In the absence of a negative fusillade, it’s impossible to state that Sanders will fare best—or even competitively—against Trump. It can only be a hunch. Other Democratic candidates have already encountered fierce Republican efforts to discredit them. Trump and his GOP handmaids turned Trump’s impeachment into a high-profile attack on former Vice President Joe Biden. Previously, Trump trained his tweeting firepower on Sen. Elizabeth Warren. But Sanders waltzed through the 2016 campaign with no barrage of negative ads from the Hillary Clinton forces. And though his Democratic rivals have taken jabs at him at the debates during the 2020 contest, there has been no bombardment. In one debate, when the Democratic wannabes were asked if Sanders’ democratic socialism could be a problem for their party in a general election, only Sen. Amy Klobuchar raised her hand; that was hardly a blistering denunciation. (Bloomberg, too, has so far gotten off easy. But that may change as he becomes a participant in the Democratic debates.)
It’s long been an axiom of American politics that it’s better to be attacked earlier in a race than later. This gives a candidate time to figure out how best to reply and a chance to turn potential controversies into old news by Election Day. It also offers voters a chance to see how a candidate can perform under fire and handle the incoming. As of now, one cannot definitively determine if devoting hundreds of millions of dollars to vilifying Sanders as a socialist will be effective—or be a waste of money. If his Democratic foes were spending millions in such a manner, that might yield data that could be useful in assessing how the issue would play out in the general election. But that’s not happening.

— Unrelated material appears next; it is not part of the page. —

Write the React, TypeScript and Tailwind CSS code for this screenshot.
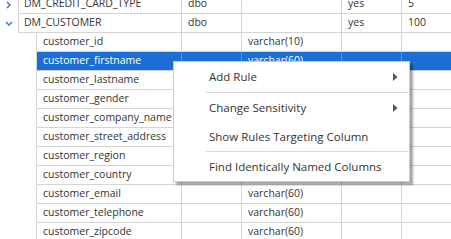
import type { ReactNode } from "react"

type Cells = [string, string, string, string, string]

const tableRows: { name: string; open: boolean; cells: Cells }[] = [
  { name: "DM_CREDIT_CARD_TYPE", open: false, cells: ["", "dbo", "", "yes", "5"] },
  { name: "DM_CUSTOMER", open: true, cells: ["", "dbo", "", "yes", "100"] },
]

const columns: [string, string][] = [
  ["customer_id", "varchar(10)"],
  ["customer_firstname", "varchar(60)"],
  ["customer_lastname", "varchar(60)"],
  ["customer_gender", "varchar(10)"],
  ["customer_company_name", "varchar(60)"],
  ["customer_street_address", "varchar(60)"],
  ["customer_region", "varchar(60)"],
  ["customer_country", "varchar(60)"],
  ["customer_email", "varchar(60)"],
  ["customer_telephone", "varchar(60)"],
  ["customer_zipcode", "varchar(60)"],
]

function Cell({
  width,
  selected,
  first,
  children,
}: {
  width: string
  selected?: boolean
  first?: boolean
  children?: ReactNode
}) {
  return (
    <div
      className={`${width} flex shrink-0 items-center overflow-hidden whitespace-nowrap border-b border-r border-b-[#d4d4d4] pl-[6px] ${
        first ? "border-l border-l-[#d4d4d4]" : ""
      } ${selected ? "border-r-[#5b93dc]" : "border-r-[#d4d4d4]"}`}
    >
      {children}
    </div>
  )
}

function Chevron({ open }: { open: boolean }) {
  return open ? (
    <svg width="8" height="5" viewBox="0 0 8 5" className="ml-[5px]">
      <path d="M1 1 L4 4 L7 1" fill="none" stroke="#3f72b8" strokeWidth="1.4" />
    </svg>
  ) : (
    <svg width="5" height="8" viewBox="0 0 5 8" className="ml-[6px]">
      <path d="M1 1 L4 4 L1 7" fill="none" stroke="#3f72b8" strokeWidth="1.4" />
    </svg>
  )
}

function Arrow() {
  return (
    <svg width="5" height="8" viewBox="0 0 5 8">
      <path d="M0 0 L4.5 4 L0 8 Z" fill="#555555" />
    </svg>
  )
}

function MenuItem({ label, sub, h }: { label: string; sub?: boolean; h: string }) {
  return (
    <div className={`${h} flex items-center justify-between pl-[35px] pr-[11px]`}>
      <span>{label}</span>
      {sub ? <Arrow /> : null}
    </div>
  )
}

export default function App() {
  return (
    <div className="relative h-[239px] w-[451px] overflow-hidden bg-white font-['Open_Sans',sans-serif] text-[10.5px] text-[#333333]">
      <div className="-mt-[5px]">
        {tableRows.map((t) => (
          <div key={t.name} className="flex h-[19px]">
            <div className="flex w-[18px] shrink-0 items-center">
              <Chevron open={t.open} />
            </div>
            <Cell width="w-[164px]" first>
              <span className="-ml-px">{t.name}</span>
            </Cell>
            <Cell width="w-[60px]">{t.cells[1]}</Cell>
            <Cell width="w-[100px]">{t.cells[2]}</Cell>
            <Cell width="w-[60px]">{t.cells[3]}</Cell>
            <Cell width="w-[60px]">{t.cells[4]}</Cell>
          </div>
        ))}
        {columns.map(([name, type]) => {
          const sel = name === "customer_firstname"
          return (
            <div key={name} className="flex h-[19px]">
              <div className="w-[36px] shrink-0" />
              <div className={`flex ${sel ? "bg-[#1b6ed3] text-white" : ""}`}>
                <Cell width="w-[146px]" first selected={sel}>
                  {name}
                </Cell>
                <Cell width="w-[60px]" selected={sel} />
                <Cell width="w-[100px]" selected={sel}>
                  {type}
                </Cell>
                <Cell width="w-[60px]" selected={sel} />
                <Cell width="w-[60px]" selected={sel} />
              </div>
            </div>
          )
        })}
      </div>

      <div className="absolute left-[173px] top-[61px] w-[237px] border border-[#cccccc] bg-white text-[11.5px] shadow-[3px_3px_2px_rgba(0,0,0,0.35)]">
        <MenuItem label="Add Rule" sub h="h-[30px]" />
        <div className="ml-[32px] mr-px h-px bg-[#d7d7d7]" />
        <MenuItem label="Change Sensitivity" sub h="h-[29px]" />
        <MenuItem label="Show Rules Targeting Column" h="h-[29px]" />
        <div className="ml-[32px] mr-px h-px bg-[#d7d7d7]" />
        <MenuItem label="Find Identically Named Columns" h="h-[29px]" />
      </div>
    </div>
  )
}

For Sanders and his team, the only way to prove that he can withstand such an onslaught and go on to victory is to…withstand such an onslaught. But that assault may only occur if Sanders becomes the Democrat to challenge Trump in the fall. So for the time being, the arguments and assurances that Sanders’ socialism is no liability for Trump to exploit are merely beliefs and wishes. And the head-to-head polls matching Sanders and Trump ought to be heavily caveated. The electability of a socialist presidential candidate in the United States remains one big political science experiment, the possible results of which—without a test run—are open to guessing and never-ending debate.